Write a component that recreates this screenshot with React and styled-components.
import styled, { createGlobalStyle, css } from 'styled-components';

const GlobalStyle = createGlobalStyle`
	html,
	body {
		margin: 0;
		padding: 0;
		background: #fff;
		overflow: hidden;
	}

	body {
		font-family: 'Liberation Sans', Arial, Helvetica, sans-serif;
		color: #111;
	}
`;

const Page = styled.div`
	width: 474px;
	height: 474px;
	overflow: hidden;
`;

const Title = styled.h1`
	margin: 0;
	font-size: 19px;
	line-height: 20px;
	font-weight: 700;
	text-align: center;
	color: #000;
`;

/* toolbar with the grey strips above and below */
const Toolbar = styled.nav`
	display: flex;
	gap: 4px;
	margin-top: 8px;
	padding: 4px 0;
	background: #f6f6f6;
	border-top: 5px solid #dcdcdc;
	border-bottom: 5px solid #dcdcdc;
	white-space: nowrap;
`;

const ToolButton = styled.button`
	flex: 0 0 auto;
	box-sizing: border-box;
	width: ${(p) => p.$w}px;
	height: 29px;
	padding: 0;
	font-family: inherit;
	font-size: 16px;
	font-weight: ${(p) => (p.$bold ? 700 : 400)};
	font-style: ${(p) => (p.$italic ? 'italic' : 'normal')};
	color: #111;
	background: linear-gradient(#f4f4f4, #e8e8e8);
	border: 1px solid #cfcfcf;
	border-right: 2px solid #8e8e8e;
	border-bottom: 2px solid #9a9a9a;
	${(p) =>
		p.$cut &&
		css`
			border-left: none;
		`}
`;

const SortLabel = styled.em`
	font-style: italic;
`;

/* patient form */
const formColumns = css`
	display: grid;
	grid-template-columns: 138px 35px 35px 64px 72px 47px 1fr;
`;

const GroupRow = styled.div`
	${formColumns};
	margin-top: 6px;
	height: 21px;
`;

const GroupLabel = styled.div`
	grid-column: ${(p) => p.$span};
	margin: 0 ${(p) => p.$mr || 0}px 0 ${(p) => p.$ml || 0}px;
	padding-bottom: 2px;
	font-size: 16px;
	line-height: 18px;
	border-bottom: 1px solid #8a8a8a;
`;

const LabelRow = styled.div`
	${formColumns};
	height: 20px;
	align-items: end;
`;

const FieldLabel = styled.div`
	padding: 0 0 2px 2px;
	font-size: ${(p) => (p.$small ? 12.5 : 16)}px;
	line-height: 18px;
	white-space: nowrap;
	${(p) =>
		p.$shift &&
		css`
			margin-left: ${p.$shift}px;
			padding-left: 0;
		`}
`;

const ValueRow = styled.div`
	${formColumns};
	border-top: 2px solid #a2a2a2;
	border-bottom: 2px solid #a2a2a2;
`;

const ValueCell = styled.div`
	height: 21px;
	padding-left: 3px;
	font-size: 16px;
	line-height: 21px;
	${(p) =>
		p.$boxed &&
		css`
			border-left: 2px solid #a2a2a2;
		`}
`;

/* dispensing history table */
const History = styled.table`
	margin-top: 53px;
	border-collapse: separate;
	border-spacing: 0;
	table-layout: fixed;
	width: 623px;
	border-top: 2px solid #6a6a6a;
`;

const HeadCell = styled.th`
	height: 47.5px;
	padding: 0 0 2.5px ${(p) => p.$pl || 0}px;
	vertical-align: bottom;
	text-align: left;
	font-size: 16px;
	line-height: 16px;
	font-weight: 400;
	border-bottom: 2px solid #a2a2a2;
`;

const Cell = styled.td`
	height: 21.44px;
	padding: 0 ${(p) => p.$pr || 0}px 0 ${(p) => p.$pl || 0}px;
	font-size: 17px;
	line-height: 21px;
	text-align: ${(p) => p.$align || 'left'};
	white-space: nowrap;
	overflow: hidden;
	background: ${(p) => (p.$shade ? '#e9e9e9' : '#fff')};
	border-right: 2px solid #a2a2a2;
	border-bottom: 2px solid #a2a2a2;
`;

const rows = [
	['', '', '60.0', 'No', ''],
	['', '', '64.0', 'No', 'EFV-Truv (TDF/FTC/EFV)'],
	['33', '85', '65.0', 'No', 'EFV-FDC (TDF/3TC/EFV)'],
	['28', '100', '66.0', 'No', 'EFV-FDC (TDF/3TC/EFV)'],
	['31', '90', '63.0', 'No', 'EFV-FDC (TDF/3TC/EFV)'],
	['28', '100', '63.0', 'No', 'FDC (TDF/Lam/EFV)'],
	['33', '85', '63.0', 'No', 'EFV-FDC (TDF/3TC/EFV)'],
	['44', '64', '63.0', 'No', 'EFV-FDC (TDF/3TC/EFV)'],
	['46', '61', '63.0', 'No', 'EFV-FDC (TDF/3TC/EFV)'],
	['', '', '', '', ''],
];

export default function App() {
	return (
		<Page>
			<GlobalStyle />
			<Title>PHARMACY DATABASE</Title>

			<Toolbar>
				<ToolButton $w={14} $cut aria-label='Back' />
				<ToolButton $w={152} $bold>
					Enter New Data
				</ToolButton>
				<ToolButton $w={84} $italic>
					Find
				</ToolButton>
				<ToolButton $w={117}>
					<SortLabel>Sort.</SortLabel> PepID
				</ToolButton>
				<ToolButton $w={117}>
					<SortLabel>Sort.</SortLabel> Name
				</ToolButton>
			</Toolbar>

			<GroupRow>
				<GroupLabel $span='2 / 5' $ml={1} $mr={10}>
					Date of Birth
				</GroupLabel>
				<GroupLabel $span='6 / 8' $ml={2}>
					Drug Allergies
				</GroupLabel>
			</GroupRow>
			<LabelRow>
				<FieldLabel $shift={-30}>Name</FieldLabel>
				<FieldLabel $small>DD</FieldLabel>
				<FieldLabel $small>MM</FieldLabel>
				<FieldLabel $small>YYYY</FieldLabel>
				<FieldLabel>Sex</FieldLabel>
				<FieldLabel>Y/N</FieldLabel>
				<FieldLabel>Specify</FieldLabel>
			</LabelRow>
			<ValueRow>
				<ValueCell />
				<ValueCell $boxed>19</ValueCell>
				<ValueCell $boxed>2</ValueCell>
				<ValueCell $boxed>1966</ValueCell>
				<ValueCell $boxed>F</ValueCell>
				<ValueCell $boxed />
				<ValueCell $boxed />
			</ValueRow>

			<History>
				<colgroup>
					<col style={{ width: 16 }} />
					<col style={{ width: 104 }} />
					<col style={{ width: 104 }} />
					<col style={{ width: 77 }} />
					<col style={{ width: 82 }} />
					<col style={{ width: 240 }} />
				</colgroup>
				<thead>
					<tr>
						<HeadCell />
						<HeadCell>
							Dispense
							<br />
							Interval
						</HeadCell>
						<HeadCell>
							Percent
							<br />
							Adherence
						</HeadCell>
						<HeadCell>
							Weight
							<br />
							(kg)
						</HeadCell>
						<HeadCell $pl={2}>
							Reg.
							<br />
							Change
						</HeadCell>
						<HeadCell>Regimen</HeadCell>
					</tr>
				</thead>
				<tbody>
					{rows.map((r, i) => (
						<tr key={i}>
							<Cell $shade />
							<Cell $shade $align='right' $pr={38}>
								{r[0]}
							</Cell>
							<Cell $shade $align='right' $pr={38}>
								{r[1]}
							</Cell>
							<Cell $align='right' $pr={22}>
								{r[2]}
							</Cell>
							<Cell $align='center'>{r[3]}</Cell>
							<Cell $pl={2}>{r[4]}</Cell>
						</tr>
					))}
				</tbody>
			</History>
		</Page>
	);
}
··········
## [CHALLENGE]
Output the listing above without altering a single character.

## [SOLUTION TO THE EXERCISE]
Write a component that recreates this screenshot with React and styled-components.
import styled, { createGlobalStyle, css } from 'styled-components';

const GlobalStyle = createGlobalStyle`
	html,
	body {
		margin: 0;
		padding: 0;
		background: #fff;
		overflow: hidden;
	}

	body {
		font-family: 'Liberation Sans', Arial, Helvetica, sans-serif;
		color: #111;
	}
`;

const Page = styled.div`
	width: 474px;
	height: 474px;
	overflow: hidden;
`;

const Title = styled.h1`
	margin: 0;
	font-size: 19px;
	line-height: 20px;
	font-weight: 700;
	text-align: center;
	color: #000;
`;

/* toolbar with the grey strips above and below */
const Toolbar = styled.nav`
	display: flex;
	gap: 4px;
	margin-top: 8px;
	padding: 4px 0;
	background: #f6f6f6;
	border-top: 5px solid #dcdcdc;
	border-bottom: 5px solid #dcdcdc;
	white-space: nowrap;
`;

const ToolButton = styled.button`
	flex: 0 0 auto;
	box-sizing: border-box;
	width: ${(p) => p.$w}px;
	height: 29px;
	padding: 0;
	font-family: inherit;
	font-size: 16px;
	font-weight: ${(p) => (p.$bold ? 700 : 400)};
	font-style: ${(p) => (p.$italic ? 'italic' : 'normal')};
	color: #111;
	background: linear-gradient(#f4f4f4, #e8e8e8);
	border: 1px solid #cfcfcf;
	border-right: 2px solid #8e8e8e;
	border-bottom: 2px solid #9a9a9a;
	${(p) =>
		p.$cut &&
		css`
			border-left: none;
		`}
`;

const SortLabel = styled.em`
	font-style: italic;
`;

/* patient form */
const formColumns = css`
	display: grid;
	grid-template-columns: 138px 35px 35px 64px 72px 47px 1fr;
`;

const GroupRow = styled.div`
	${formColumns};
	margin-top: 6px;
	height: 21px;
`;

const GroupLabel = styled.div`
	grid-column: ${(p) => p.$span};
	margin: 0 ${(p) => p.$mr || 0}px 0 ${(p) => p.$ml || 0}px;
	padding-bottom: 2px;
	font-size: 16px;
	line-height: 18px;
	border-bottom: 1px solid #8a8a8a;
`;

const LabelRow = styled.div`
	${formColumns};
	height: 20px;
	align-items: end;
`;

const FieldLabel = styled.div`
	padding: 0 0 2px 2px;
	font-size: ${(p) => (p.$small ? 12.5 : 16)}px;
	line-height: 18px;
	white-space: nowrap;
	${(p) =>
		p.$shift &&
		css`
			margin-left: ${p.$shift}px;
			padding-left: 0;
		`}
`;

const ValueRow = styled.div`
	${formColumns};
	border-top: 2px solid #a2a2a2;
	border-bottom: 2px solid #a2a2a2;
`;

const ValueCell = styled.div`
	height: 21px;
	padding-left: 3px;
	font-size: 16px;
	line-height: 21px;
	${(p) =>
		p.$boxed &&
		css`
			border-left: 2px solid #a2a2a2;
		`}
`;

/* dispensing history table */
const History = styled.table`
	margin-top: 53px;
	border-collapse: separate;
	border-spacing: 0;
	table-layout: fixed;
	width: 623px;
	border-top: 2px solid #6a6a6a;
`;

const HeadCell = styled.th`
	height: 47.5px;
	padding: 0 0 2.5px ${(p) => p.$pl || 0}px;
	vertical-align: bottom;
	text-align: left;
	font-size: 16px;
	line-height: 16px;
	font-weight: 400;
	border-bottom: 2px solid #a2a2a2;
`;

const Cell = styled.td`
	height: 21.44px;
	padding: 0 ${(p) => p.$pr || 0}px 0 ${(p) => p.$pl || 0}px;
	font-size: 17px;
	line-height: 21px;
	text-align: ${(p) => p.$align || 'left'};
	white-space: nowrap;
	overflow: hidden;
	background: ${(p) => (p.$shade ? '#e9e9e9' : '#fff')};
	border-right: 2px solid #a2a2a2;
	border-bottom: 2px solid #a2a2a2;
`;

const rows = [
	['', '', '60.0', 'No', ''],
	['', '', '64.0', 'No', 'EFV-Truv (TDF/FTC/EFV)'],
	['33', '85', '65.0', 'No', 'EFV-FDC (TDF/3TC/EFV)'],
	['28', '100', '66.0', 'No', 'EFV-FDC (TDF/3TC/EFV)'],
	['31', '90', '63.0', 'No', 'EFV-FDC (TDF/3TC/EFV)'],
	['28', '100', '63.0', 'No', 'FDC (TDF/Lam/EFV)'],
	['33', '85', '63.0', 'No', 'EFV-FDC (TDF/3TC/EFV)'],
	['44', '64', '63.0', 'No', 'EFV-FDC (TDF/3TC/EFV)'],
	['46', '61', '63.0', 'No', 'EFV-FDC (TDF/3TC/EFV)'],
	['', '', '', '', ''],
];

export default function App() {
	return (
		<Page>
			<GlobalStyle />
			<Title>PHARMACY DATABASE</Title>

			<Toolbar>
				<ToolButton $w={14} $cut aria-label='Back' />
				<ToolButton $w={152} $bold>
					Enter New Data
				</ToolButton>
				<ToolButton $w={84} $italic>
					Find
				</ToolButton>
				<ToolButton $w={117}>
					<SortLabel>Sort.</SortLabel> PepID
				</ToolButton>
				<ToolButton $w={117}>
					<SortLabel>Sort.</SortLabel> Name
				</ToolButton>
			</Toolbar>

			<GroupRow>
				<GroupLabel $span='2 / 5' $ml={1} $mr={10}>
					Date of Birth
				</GroupLabel>
				<GroupLabel $span='6 / 8' $ml={2}>
					Drug Allergies
				</GroupLabel>
			</GroupRow>
			<LabelRow>
				<FieldLabel $shift={-30}>Name</FieldLabel>
				<FieldLabel $small>DD</FieldLabel>
				<FieldLabel $small>MM</FieldLabel>
				<FieldLabel $small>YYYY</FieldLabel>
				<FieldLabel>Sex</FieldLabel>
				<FieldLabel>Y/N</FieldLabel>
				<FieldLabel>Specify</FieldLabel>
			</LabelRow>
			<ValueRow>
				<ValueCell />
				<ValueCell $boxed>19</ValueCell>
				<ValueCell $boxed>2</ValueCell>
				<ValueCell $boxed>1966</ValueCell>
				<ValueCell $boxed>F</ValueCell>
				<ValueCell $boxed />
				<ValueCell $boxed />
			</ValueRow>

			<History>
				<colgroup>
					<col style={{ width: 16 }} />
					<col style={{ width: 104 }} />
					<col style={{ width: 104 }} />
					<col style={{ width: 77 }} />
					<col style={{ width: 82 }} />
					<col style={{ width: 240 }} />
				</colgroup>
				<thead>
					<tr>
						<HeadCell />
						<HeadCell>
							Dispense
							<br />
							Interval
						</HeadCell>
						<HeadCell>
							Percent
							<br />
							Adherence
						</HeadCell>
						<HeadCell>
							Weight
							<br />
							(kg)
						</HeadCell>
						<HeadCell $pl={2}>
							Reg.
							<br />
							Change
						</HeadCell>
						<HeadCell>Regimen</HeadCell>
					</tr>
				</thead>
				<tbody>
					{rows.map((r, i) => (
						<tr key={i}>
							<Cell $shade />
							<Cell $shade $align='right' $pr={38}>
								{r[0]}
							</Cell>
							<Cell $shade $align='right' $pr={38}>
								{r[1]}
							</Cell>
							<Cell $align='right' $pr={22}>
								{r[2]}
							</Cell>
							<Cell $align='center'>{r[3]}</Cell>
							<Cell $pl={2}>{r[4]}</Cell>
						</tr>
					))}
				</tbody>
			</History>
		</Page>
	);
}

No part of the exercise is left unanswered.